Use Cases for Map and FlatMap
- Use Map when you need to apply a function to each element of an RDD or DataFrame and maintain a one-to-one relationship between input and output elements. Examples include multiplying each element by a constant, converting data types, or extracting specific attributes from complex data structures.
- Use FlatMap when you need to apply a function to each element of an RDD or DataFrame and create multiple output elements for each input element. Examples include splitting a text document into words, generating combinations or permutations, or expanding hierarchical data structures.
Examples
Using Map:
Suppose we have an RDD containing numbers and we want to square each number. We can use the Map operation to apply a squaring function to each element:
from pyspark import SparkConf, SparkContext
conf = SparkConf().setAppName("Map Example")

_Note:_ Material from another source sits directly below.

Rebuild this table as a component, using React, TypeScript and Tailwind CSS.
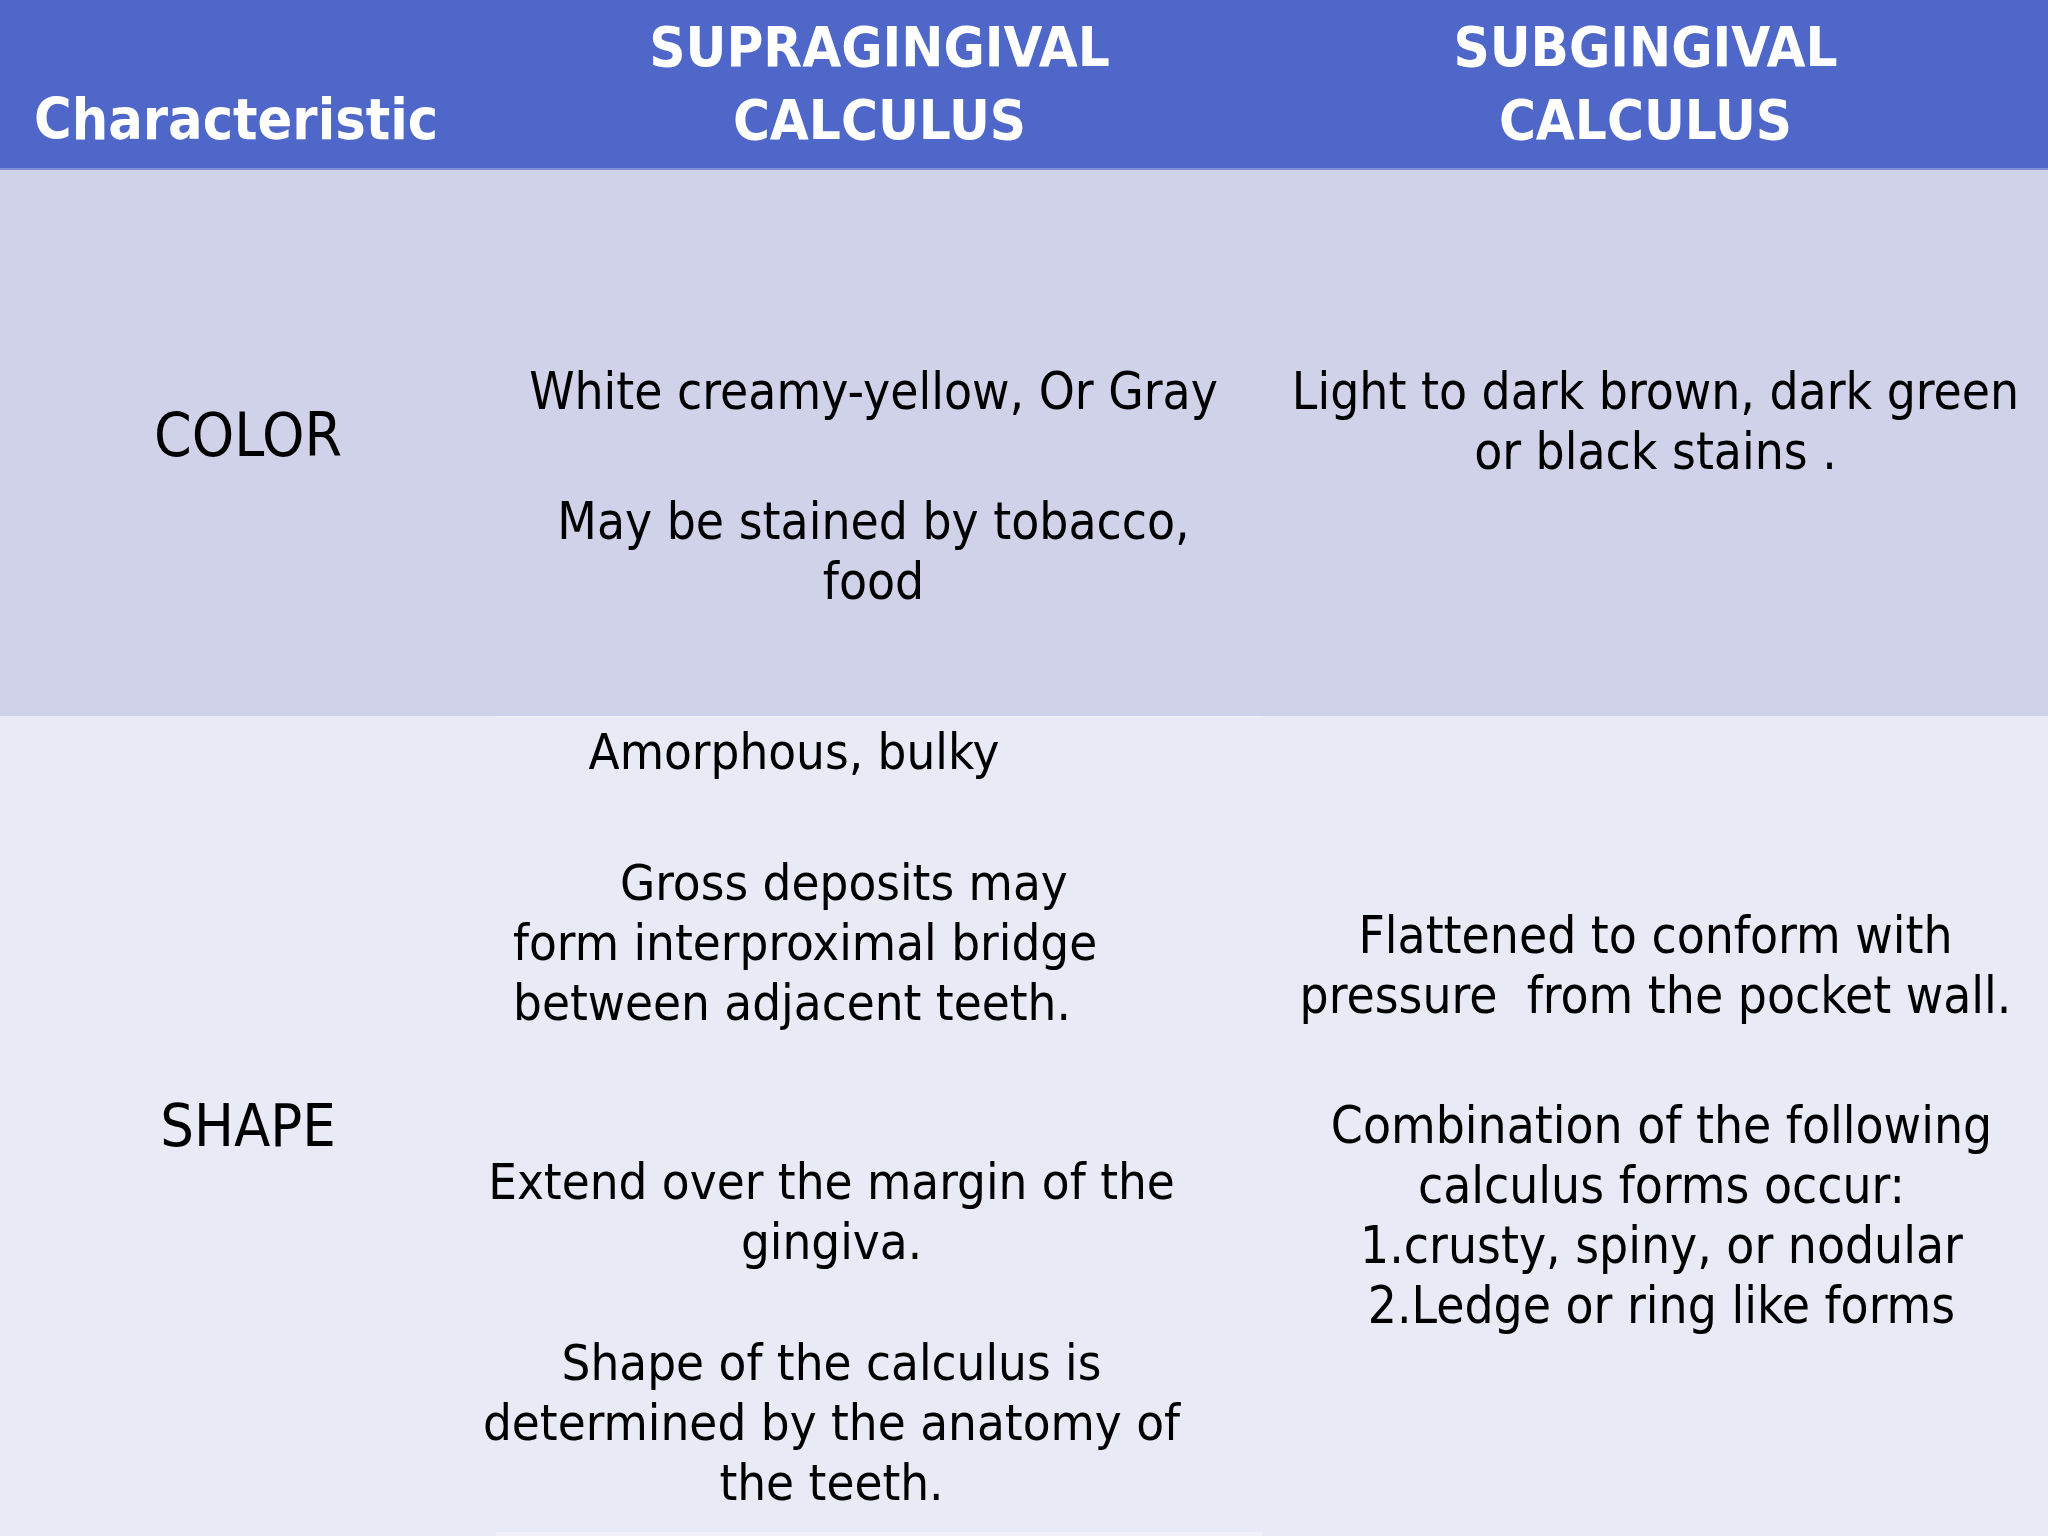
const FONT = "font-['DejaVu_Sans_Condensed','DejaVu_Sans',sans-serif] font-stretch-condensed";

function Lines({ lines, className = '' }: { lines: string[]; className?: string }) {
  return (
    <div className={`flex flex-col items-center ${className}`}>
      {lines.map(l => (
        <span key={l} className="whitespace-pre">{l}</span>
      ))}
    </div>
  );
}

export default function App() {
  return (
    <div className={`w-[2048px] h-[1536px] overflow-hidden text-black ${FONT}`}>
      <div className="grid grid-cols-[496px_767px_785px] grid-rows-[170px_546px_820px]">
        {/* Header */}
        <div className="bg-[#4e67c8] border-b-2 border-[#7d8fd6] flex items-end pl-[34px] pb-[12px]">
          <span className="text-white font-bold text-[57px] leading-[73px] whitespace-nowrap">Characteristic</span>
        </div>
        <div className="bg-[#4e67c8] border-b-2 border-[#7d8fd6] flex items-end justify-center pb-[12px]">
          <div className="text-white font-bold text-[56px] leading-[73px] text-center whitespace-nowrap">
            SUPRAGINGIVAL<br />CALCULUS
          </div>
        </div>
        <div className="bg-[#4e67c8] border-b-2 border-[#7d8fd6] flex items-end justify-center pb-[12px] pr-[20px]">
          <div className="text-white font-bold text-[56px] leading-[73px] text-center whitespace-nowrap">
            SUBGINGIVAL<br />CALCULUS
          </div>
        </div>

        {/* COLOR row */}
        <div className="bg-[#d0d2e9] flex items-center justify-center pb-[16px]">
          <span className="text-[60px] leading-[70px]">COLOR</span>
        </div>
        <div className="bg-[#d0d2e9] pt-[192px] pr-[12px] text-[51px] leading-[60px] text-center whitespace-nowrap">
          <p>White creamy-yellow, Or Gray</p>
          <p className="mt-[70px]">May be stained by tobacco,<br />food</p>
        </div>
        <div className="bg-[#d0d2e9] pt-[192px] text-[51px] leading-[60px] text-center whitespace-nowrap">
          <p>Light to dark brown, dark green<br />or black stains .</p>
        </div>

        {/* SHAPE row */}
        <div className="bg-[#e8eaf5] flex items-center justify-center">
          <span className="text-[59px] leading-[70px]">SHAPE</span>
        </div>
        <div className="bg-[#e8eaf5] border-t-2 border-b-4 border-[#f0f1f8] pt-[4px] text-[50.6px] leading-[60px] whitespace-nowrap">
          <Lines lines={['Amorphous, bulky']} className="pr-[171px]" />
          <p className="mt-[71px] pl-[17px] indent-[107px]">Gross deposits may<br />form interproximal bridge<br />between adjacent teeth.</p>
          <Lines lines={['Extend over the margin of the', 'gingiva.']} className="mt-[119px] pr-[96px]" />
          <Lines lines={['Shape of the calculus is', 'determined by the anatomy of', 'the teeth.']} className="mt-[61px] pr-[96px]" />
        </div>
        <div className="bg-[#e8eaf5] pt-[190px] text-[51px] leading-[60px] text-center whitespace-pre">
          <p>Flattened to conform with{"\n"}pressure  from the pocket wall.</p>
          <p className="mt-[70px] pl-[12px]">Combination of the following{"\n"}calculus forms occur:{"\n"}1.crusty, spiny, or nodular{"\n"}2.Ledge or ring like forms</p>
        </div>
      </div>
    </div>
  );
}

sc = SparkContext(conf=conf)
numbers_rdd = sc.parallelize(range(1, 11))
# Square each number using map
squared_numbers_rdd = numbers_rdd.map(lambda x: x * x)
print(squared_numbers_rdd.collect())
Using FlatMap:
Suppose we have an RDD containing text data and we want to split the text into individual words. We can use the FlatMap operation to apply a splitting function to the text and flatten the result into a single RDD containing all the words:
text_rdd = sc.parallelize(["Hello world, PySpark is great. Map vs FlatMap."])
# Define a function to split text into words and remove punctuation
def split_text(text):
import re return
re.findall(r'\b\w+\b', text)
# Split the text into words using flatMap
words_rdd = text_rdd.flatMap(split_text)
print(words_rdd.collect())
In this example, FlatMap applies the split_text
function to the input text and flattens the resulting lists of words into a single RDD containing all the words.
Conclusion
In this blog post, we have explored the differences between Map and FlatMap operations in PySpark and discussed their respective use cases. By understanding the unique characteristics of Map and FlatMap, you can choose the appropriate operation for your specific data processing needs and ensure efficient and accurate results in your PySpark applications. Remember to use Map when you need a one-to-one relationship between input and output elements, and FlatMap when you need a one-to-many relationship or want to flatten the output of a transformation.